I would rate the 30's and 60's next - lots of great films from the Golden Age (1930's), and the 1960's really started the revolution in film that made the 70's so great. The 1940's was a relatively weak decade overall, but Citizen Kane, Sunset Boulevard, and The Third Man elevate the estimation of that era.

Really, I could support a vote for any decade EXCEPT THE 1980's. Far and away, the worst of any decade of mainstream American film - filled with mindless big budget drivel. Unless you are basing your vote on a love of low budget horror movies (which I admit, I enjoy, but don't advocate as representing good taste on my part), the 1980's are pretty aesthetically indefensible.

And the 2000's aren't off to a great start for the same reason (lots of mindless big budget junk), IMHO.

duff beer 09-21-04 07:38 PM

1910's was the decade of World War I.

basaro 09-21-04 11:27 PM

70's. Easy pick for me. A few reasons from my collection:

Star Wars
Godfather
French Connection
Exorcist
Taxi Driver
Jaws
Texas Chainsaw Massacre
Deliverance
Mean Streets
Rocky Horror Picture Show
Deer Hunter
One Flew Over The Cuckoos Nest
Straw Dogs
Chinatown
Apocalypse Now
Dog Day Afternoon
Rocky
The Jerk
Close Encounters Of The Third Kind
Enter The Dragon
Alien
A Clockwork Orange
Dressed To Kill (on the edge 1980)
Raging Bull (on the edge 1980)

ToddSm66 09-21-04 11:49 PM

I'm a film noir freak so it's either 40's or 50's for me. I guess I'll go with the 40's for my vote since more of my favorites are from that decade...The Third Man, The Maltese Falcon, Notorious, Double Indemnity, Shadow of a Doubt, plus many, many more...

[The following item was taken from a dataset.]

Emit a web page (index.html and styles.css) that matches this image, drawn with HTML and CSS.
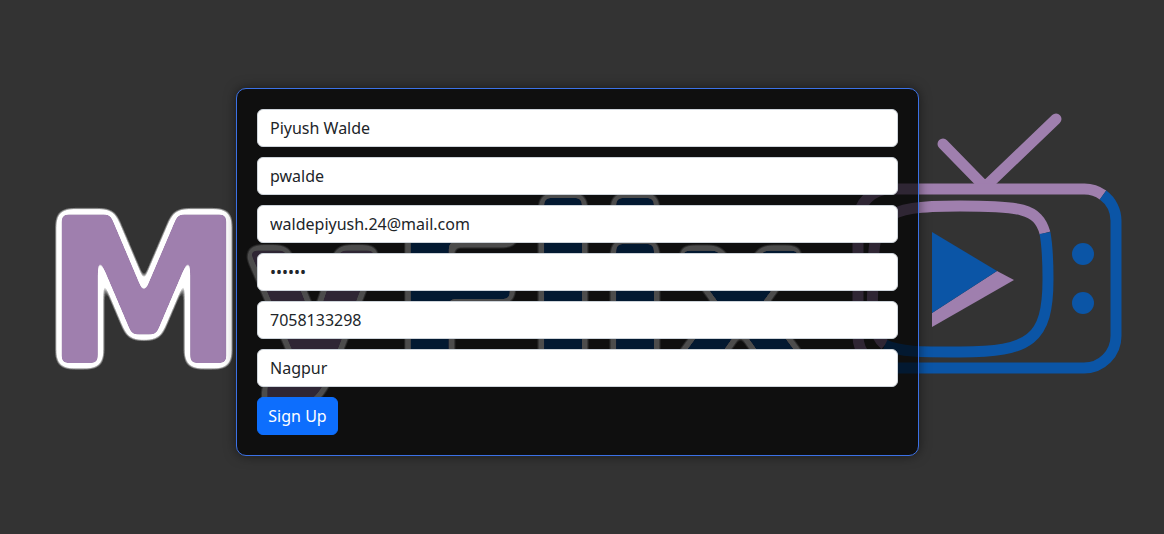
FILE: index.html
```html
<!DOCTYPE html>
<html lang="en">
<head>
    <meta charset="UTF-8">
    <meta name="viewport" content="width=device-width, initial-scale=1.0">
    <title>Sign Up</title>
    <link rel="stylesheet" href="styles.css">
</head>
<body>
    <!-- Background logo -->
    <svg class="bg-logo" viewBox="0 0 1164 534" aria-hidden="true">
        <defs>
            <!-- rounds the letter corners, then puts the white outline round them -->
            <filter id="soft-purple" filterUnits="userSpaceOnUse" x="0" y="150" width="700" height="300">
                <feGaussianBlur in="SourceAlpha" stdDeviation="3"/>
                <feComponentTransfer result="shape"><feFuncA type="linear" slope="12" intercept="-5.5"/></feComponentTransfer>
                <feGaussianBlur in="shape" stdDeviation="5"/>
                <feComponentTransfer result="wide"><feFuncA type="linear" slope="12" intercept="-0.7"/></feComponentTransfer>
                <feFlood flood-color="#ffffff"/>
                <feComposite in2="wide" operator="in" result="outline"/>
                <feFlood flood-color="#9f7fae"/>
                <feComposite in2="shape" operator="in" result="body"/>
                <feMerge><feMergeNode in="outline"/><feMergeNode in="body"/></feMerge>
            </filter>
            <filter id="soft-blue" filterUnits="userSpaceOnUse" x="300" y="150" width="600" height="300">
                <feGaussianBlur in="SourceAlpha" stdDeviation="3"/>
                <feComponentTransfer result="shape"><feFuncA type="linear" slope="12" intercept="-5.5"/></feComponentTransfer>
                <feGaussianBlur in="shape" stdDeviation="5"/>
                <feComponentTransfer result="wide"><feFuncA type="linear" slope="12" intercept="-0.7"/></feComponentTransfer>
                <feFlood flood-color="#ffffff"/>
                <feComposite in2="wide" operator="in" result="outline"/>
                <feFlood flood-color="#0b55a6"/>
                <feComposite in2="shape" operator="in" result="body"/>
                <feMerge><feMergeNode in="outline"/><feMergeNode in="body"/></feMerge>
            </filter>
        </defs>

        <text class="letter purple" x="43" y="363">M</text>
        <text class="letter purple" x="247" y="362">y</text>
        <text class="letter blue" x="392" y="362">F</text>
        <text class="letter letter-tall blue" x="526" y="362">l</text>
        <text class="letter letter-tall blue" x="598" y="362">i</text>
        <text class="letter blue" x="675" y="362">x</text>

        <path class="tv-antenna" d="M943 144L985 187L1056 119"/>
        <g class="tv-line purple-line">
            <path d="M898 368H890A32 32 0 0 1 858 336V221A32 32 0 0 1 890 189H1084A32 32 0 0 1 1103 195"/>
            <path d="M885 345C868 330 873 300 873 279C873 215 880 206 960 206C1020 206 1038 208 1045 233"/>
        </g>
        <g class="tv-line blue-line">
            <path d="M1103 195A32 32 0 0 1 1116 221V336A32 32 0 0 1 1084 368H898"/>
            <path d="M1045 233C1048 250 1048 265 1048 279C1048 340 1030 352 960 352C920 352 900 352 885 345"/>
        </g>
        <polygon class="tv-fill-purple" points="932,313 997,271 1014,280 932,327"/>
        <polygon class="tv-fill-blue" points="932,232 932,313 997,271"/>
        <circle class="tv-fill-blue" cx="1083" cy="254" r="11"/>
        <circle class="tv-fill-blue" cx="1083" cy="303" r="11"/>
    </svg>

    <form class="signup-card">
        <input type="text" class="form-input" value="Piyush Walde">
        <input type="text" class="form-input" value="pwalde">
        <input type="email" class="form-input" value="waldepiyush.24@mail.com">
        <input type="password" class="form-input" value="123456">
        <input type="text" class="form-input" value="7058133298">
        <input type="text" class="form-input" value="Nagpur">
        <button type="button" class="signup-btn">Sign Up</button>
    </form>
</body>
</html>
```

FILE: styles.css
```css
* {
    margin: 0;
    padding: 0;
    box-sizing: border-box;
    font-family: 'Noto Sans', sans-serif;
}

body {
    background: #333333;
    height: 534px;
    overflow: hidden;
    padding: 88px 0 0 236px;
    position: relative;
}

/* Logo behind the form */
.bg-logo {
    position: absolute;
    top: 0;
    left: 0;
    width: 1164px;
    height: 534px;
}

.letter {
    font-family: 'DejaVu Sans', sans-serif;
    font-weight: 700;
    font-size: 203px;
}

.letter-tall {
    font-size: 216px;
}

.purple {
    filter: url(#soft-purple);
}

.blue {
    filter: url(#soft-blue);
}

.tv-antenna {
    fill: none;
    stroke: #9f7fae;
    stroke-width: 11px;
    stroke-linecap: round;
    stroke-linejoin: round;
}

.tv-line {
    fill: none;
    stroke-width: 11px;
}

.purple-line {
    stroke: #9f7fae;
}

.blue-line {
    stroke: #0b55a6;
}

.tv-fill-purple {
    fill: #9f7fae;
}

.tv-fill-blue {
    fill: #0b55a6;
}

.signup-card {
    position: relative;
    width: 683px;
    height: 368px;
    padding: 20px;
    display: flex;
    flex-direction: column;
    align-items: flex-start;
    gap: 10px;
    background: rgba(0, 0, 0, 0.7);
    border: 1px solid #3b71e6;
    border-radius: 10px;
    box-shadow: 0 0 12px rgba(0, 0, 0, 0.5);
}

.form-input {
    width: 641px;
    height: 38px;
    padding: 6px 12px;
    background: #ffffff;
    border: 1px solid #ced4da;
    border-radius: 6px;
    color: #212529;
    font-size: 16px;
    outline: none;
}

.signup-btn {
    width: 81px;
    height: 38px;
    background: #0d6efd;
    border: 1px solid #0d6efd;
    border-radius: 6px;
    color: #ffffff;
    font-size: 16px;
    cursor: pointer;
}
```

20's and 30's would come next for me just for Chaplin, Keaton and 1939...then the 60's, then the 70's, then I start to lose interest after that - with some exceptions.

duff beer 12-11-04 10:33 PM

We have a post-cultural revolution crowd here. Hippies

Coral 12-11-04 11:07 PM

Best - 70's.
2nd Best - 90's.

Worst - 80's. Just a terrible decade for film.

Buford T Pusser 12-12-04 12:16 AM

I'll go with 70s.

So far I've picked up two of these photo books by Jurgen Muller.

http://images.amazon.com/images/P/38...CMZZZZZZZ_.jpg

Looking through what he picked for the 70s made me realize how many of my faves were from that decade.

I'd go with the 90s second. Probably the 80s, then 60s after that.

Buford T Pusser 12-12-04 12:20 AM

Weird, the 90s book URL is in the message but invisible.

Buford T Pusser 12-12-04 12:25 AM

Examples of the book's style:

http://www.taschen.com/media/images/...ies_70s_03.jpg

http://www.taschen.com/media/images/...ies_60s_02.jpg


Each is over 600 pages.

Bacon 12-12-04 01:57 AM

80s- Indiana Jones Trilogy
Back To the Future
Empire Strikes Back & Return of the Jedi
Die Hard 1
Ghostbusters

I could go on forever

spartanstew 12-12-04 10:32 PM


Originally Posted by Kudama
Now.


This would have been my vote too.




Stew

Libby 12-12-04 11:43 PM

Im more into the 90's stuff but love some of the 80's movies by Jon Hughes and back to the future series.

TomMiller 12-13-04 03:57 PM

My rankings (00s and 10s excluded because too little survives)

40s: Birth of film noir, Kane, Casablanca, Sturges and Wilder, Hitchcock in his prime, Hawks and Ford, some great war movies.

50s: Hitch still on top of his game, some great noir, the best westerns ever made, classic SF. Kurosawa at his peak. Italian neo-realism. Heyday of the MGM color musical.

70s: Hollywood realized it didn't have a clue and got experimental. Scorsese, Polanski, Copolla in their prime.

30s: Birth of the musical, the screwball comedy, the Hollywood horror film, and the Gangster film.

90s: Indie cinema comes into its own.

20s: Great silent movies. Keaton, Chaplin, Fairbanks, German Expressionists, Eisenstein. Would rank higher if more films had survived.

80s: Rise of indie cinema, rise of the modern action movie, Hong Kong comes of age, but lots of sucky overwrought dramas and bad comedies.

60s: Beginnings of the Hollywood revolution (Bonnie and Clyde, Easy Rider), but the reason why there needed to be a revolution is forever written on celluloid.

ViewAskewbian 12-13-04 08:20 PM

Hmm, toss up between the 40s and 70s here.